Dois modos de compreender o Ano Litúrgico

 

Um modo muito simples, mas bem revelador para compreender o Ano Litúrgico da Igreja é a frase título de um livro do liturgista italiano Aldo Bergamini: “Cristo, festa da Igreja”. O autor escreve que celebrar o Mistério Pascal de Jesus Cristo, no tempo, é “trazer” Jesus Cristo, com sua salvação, aos nossos dias. A atualização da atividade salvífica de Jesus Cristo, no hoje da história, fundamenta-se na Teologia do memorial.

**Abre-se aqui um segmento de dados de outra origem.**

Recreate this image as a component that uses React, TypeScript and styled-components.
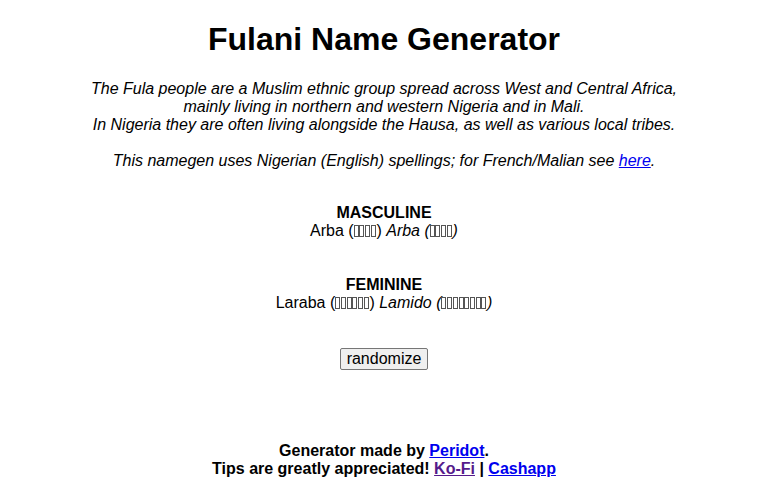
import styled, { createGlobalStyle } from "styled-components";

const GlobalStyle = createGlobalStyle`
  body {
    margin: 0;
    background: #ffffff;
    color: #000000;
    font-family: "Liberation Sans", Arial, sans-serif;
  }
`;

const Page = styled.div`
  display: flex;
  flex-direction: column;
  align-items: center;
  text-align: center;
  padding-top: 21px;
`;

const Title = styled.h1`
  margin: 0;
  font-size: 32px;
  line-height: 37px;
  font-weight: bold;
`;

const Intro = styled.p`
  margin: 22px 0 0;
  font-style: italic;
  font-size: 16px;
  line-height: 18px;
`;

const Link = styled.a<{ $visited?: boolean }>`
  color: ${(props) => (props.$visited ? "#551a8b" : "#0000ee")};
  text-decoration: underline;
`;

const Section = styled.div`
  margin-top: 34px;
  font-size: 16px;
  line-height: 18px;
  & + & {
    margin-top: 36px;
  }
`;

const Heading = styled.div`
  font-weight: bold;
`;

// stand-in for the glyphs the page has no font for (Adlam script)
const Tofu = styled.span`
  display: inline-block;
  width: 3px;
  height: 10px;
  margin-right: 0.7px;
  border: 1px solid #555;
  vertical-align: -1px;
`;

const Button = styled.button`
  margin-top: 36px;
  font-family: "Liberation Sans", Arial, sans-serif;
  font-size: 16px;
  line-height: 18px;
  padding: 1px 6px;
  background: #efefef;
  border: 1px solid #767676;
  border-radius: 2px;
  color: #000000;
`;

const Footer = styled.div`
  margin-top: 72px;
  font-weight: bold;
  font-size: 16px;
  line-height: 18px;
`;

const Missing = ({ count }: { count: number }) => (
  <>
    {Array.from({ length: count }, (_, i) => (
      <Tofu key={i} />
    ))}
  </>
);

const names = [
  { label: "MASCULINE", first: "Arba", firstLen: 4, second: "Arba", secondLen: 4 },
  { label: "FEMININE", first: "Laraba", firstLen: 6, second: "Lamido", secondLen: 8 },
];

export default function App() {
  return (
    <>
      <GlobalStyle />
      <Page>
        <Title>Fulani Name Generator</Title>
        <Intro>
          The Fula people are a Muslim ethnic group spread across West and Central Africa,
          <br />
          mainly living in northern and western Nigeria and in Mali.
          <br />
          In Nigeria they are often living alongside the Hausa, as well as various local tribes.
          <br />
          <br />
          This namegen uses Nigerian (English) spellings; for French/Malian see{" "}
          <Link href="#">here</Link>.
        </Intro>
        {names.map((n) => (
          <Section key={n.label}>
            <Heading>{n.label}</Heading>
            <div>
              {n.first} (<Missing count={n.firstLen} />){" "}
              <i>
                {n.second} (<Missing count={n.secondLen} />)
              </i>
            </div>
          </Section>
        ))}
        <Button>randomize</Button>
        <Footer>
          Generator made by <Link href="#">Peridot</Link>.
          <br />
          Tips are greatly appreciated! <Link href="#" $visited>Ko-Fi</Link> |{" "}
          <Link href="#">Cashapp</Link>
        </Footer>
      </Page>
    </>
  );
}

Em sua Teologia do Ano Litúrgico, Bergamini diz que o Ano Litúrgico é Sacramento e, por isso, é memorial de Jesus Cristo agindo no nosso hoje. Considera-se assim que o Ano Litúrgico não é um calendário de celebrações, é a grande e única celebração de Jesus Cristo nas diferentes celebrações que a Igreja realiza no tempo. Jesus Cristo está presente nas ações litúrgicas da Igreja e continua agindo com a mesma eficácia salutar daquele tempo histórico, quando estava neste mundo, pela ação do Espírito Santo que ele mesmo enviou, como tinha prometido (Jo 14,16-17).

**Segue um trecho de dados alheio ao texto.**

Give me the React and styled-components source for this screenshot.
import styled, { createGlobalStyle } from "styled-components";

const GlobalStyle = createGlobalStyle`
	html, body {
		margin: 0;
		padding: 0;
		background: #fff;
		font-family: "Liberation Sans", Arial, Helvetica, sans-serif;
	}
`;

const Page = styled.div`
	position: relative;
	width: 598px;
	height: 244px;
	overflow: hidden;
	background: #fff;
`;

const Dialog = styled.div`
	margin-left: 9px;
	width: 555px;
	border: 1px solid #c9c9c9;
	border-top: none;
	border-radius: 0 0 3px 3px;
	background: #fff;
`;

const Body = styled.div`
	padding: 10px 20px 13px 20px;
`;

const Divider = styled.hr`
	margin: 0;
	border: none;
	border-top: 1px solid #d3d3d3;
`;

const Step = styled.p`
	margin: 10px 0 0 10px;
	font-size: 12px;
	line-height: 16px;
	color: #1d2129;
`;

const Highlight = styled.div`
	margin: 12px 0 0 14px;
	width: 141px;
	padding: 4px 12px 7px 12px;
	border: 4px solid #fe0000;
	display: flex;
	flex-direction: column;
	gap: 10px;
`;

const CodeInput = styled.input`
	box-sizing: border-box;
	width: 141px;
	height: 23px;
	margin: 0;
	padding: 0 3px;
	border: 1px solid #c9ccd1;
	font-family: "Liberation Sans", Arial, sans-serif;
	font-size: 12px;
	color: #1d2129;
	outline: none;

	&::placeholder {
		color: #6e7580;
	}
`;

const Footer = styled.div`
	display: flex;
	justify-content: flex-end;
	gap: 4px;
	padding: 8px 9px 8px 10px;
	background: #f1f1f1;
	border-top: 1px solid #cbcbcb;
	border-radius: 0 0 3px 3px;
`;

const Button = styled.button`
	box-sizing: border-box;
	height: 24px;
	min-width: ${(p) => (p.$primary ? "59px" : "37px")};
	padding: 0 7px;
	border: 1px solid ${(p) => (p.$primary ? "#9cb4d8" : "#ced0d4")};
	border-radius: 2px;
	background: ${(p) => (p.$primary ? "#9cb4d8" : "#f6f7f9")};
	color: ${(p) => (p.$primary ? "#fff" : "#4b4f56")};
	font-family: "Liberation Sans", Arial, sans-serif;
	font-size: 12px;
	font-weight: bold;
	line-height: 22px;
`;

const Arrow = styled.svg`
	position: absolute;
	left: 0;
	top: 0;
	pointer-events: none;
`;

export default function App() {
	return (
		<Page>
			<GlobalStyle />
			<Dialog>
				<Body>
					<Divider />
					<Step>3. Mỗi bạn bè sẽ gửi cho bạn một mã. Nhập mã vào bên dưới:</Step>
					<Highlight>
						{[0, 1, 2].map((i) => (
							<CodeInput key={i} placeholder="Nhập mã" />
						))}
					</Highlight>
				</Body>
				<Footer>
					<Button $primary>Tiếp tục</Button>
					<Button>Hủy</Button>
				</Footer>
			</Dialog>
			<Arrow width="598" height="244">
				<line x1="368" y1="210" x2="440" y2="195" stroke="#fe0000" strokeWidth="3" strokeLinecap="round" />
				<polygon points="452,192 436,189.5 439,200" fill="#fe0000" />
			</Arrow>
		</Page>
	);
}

Outro liturgista italiano, Salvatore Marsili, teólogo beneditino, um dos principais protagonistas da reforma litúrgica do Vaticano II, nos anos 60, define o Ano Litúrgico como a ação salvífica de Jesus Cristo na história atual. Na prática, não difere em nada da definição de Aldo Bergamini, que foi aluno de Marsili. Num de seus artigos, na “Rivista Liturgica”, Marsili diz que o Ano Litúrgico é Jesus Cristo agindo no tempo e formando os cristãos para o momento histórico que se está vivendo. O enfoque de Marsili ilumina a ação salvífica de Jesus Cristo no tempo e destaca a atividade de Jesus Mestre. Destaca a dimensão pedagógica do Ano Litúrgico.

Se você ler os livros dos dois autores, não perceberá diferença na Teologia de Marsili e Bergamini. Mesmo assim, é interessante perceber a nuance que caracteriza o Ano Litúrgico como celebração do Mistério Pascal de Jesus Cristo e como pedagogia que introduz os celebrantes no Mistério Pascal de Jesus Cristo.

São enfoques confluentes quanto a ação de Cristo no Ano Litúrgico: a presença salvífica do Mistério Pascal em nosso hoje e sua dinâmica transformadora da história, em cada época e cultura. Na primeira definição, Bergamini ressalta o valor litúrgico-celebrativo do Ano Litúrgico acentuando a teologia do memorial. Marsili, por sua vez, destaca o Ano Litúrgico na dimensão salvífica e pedagógica, como tempo de formação do discipulado de Cristo. Ambas são visões importantes para compreender a formação espiritual na vida cristã a partir do Ano Litúrgico.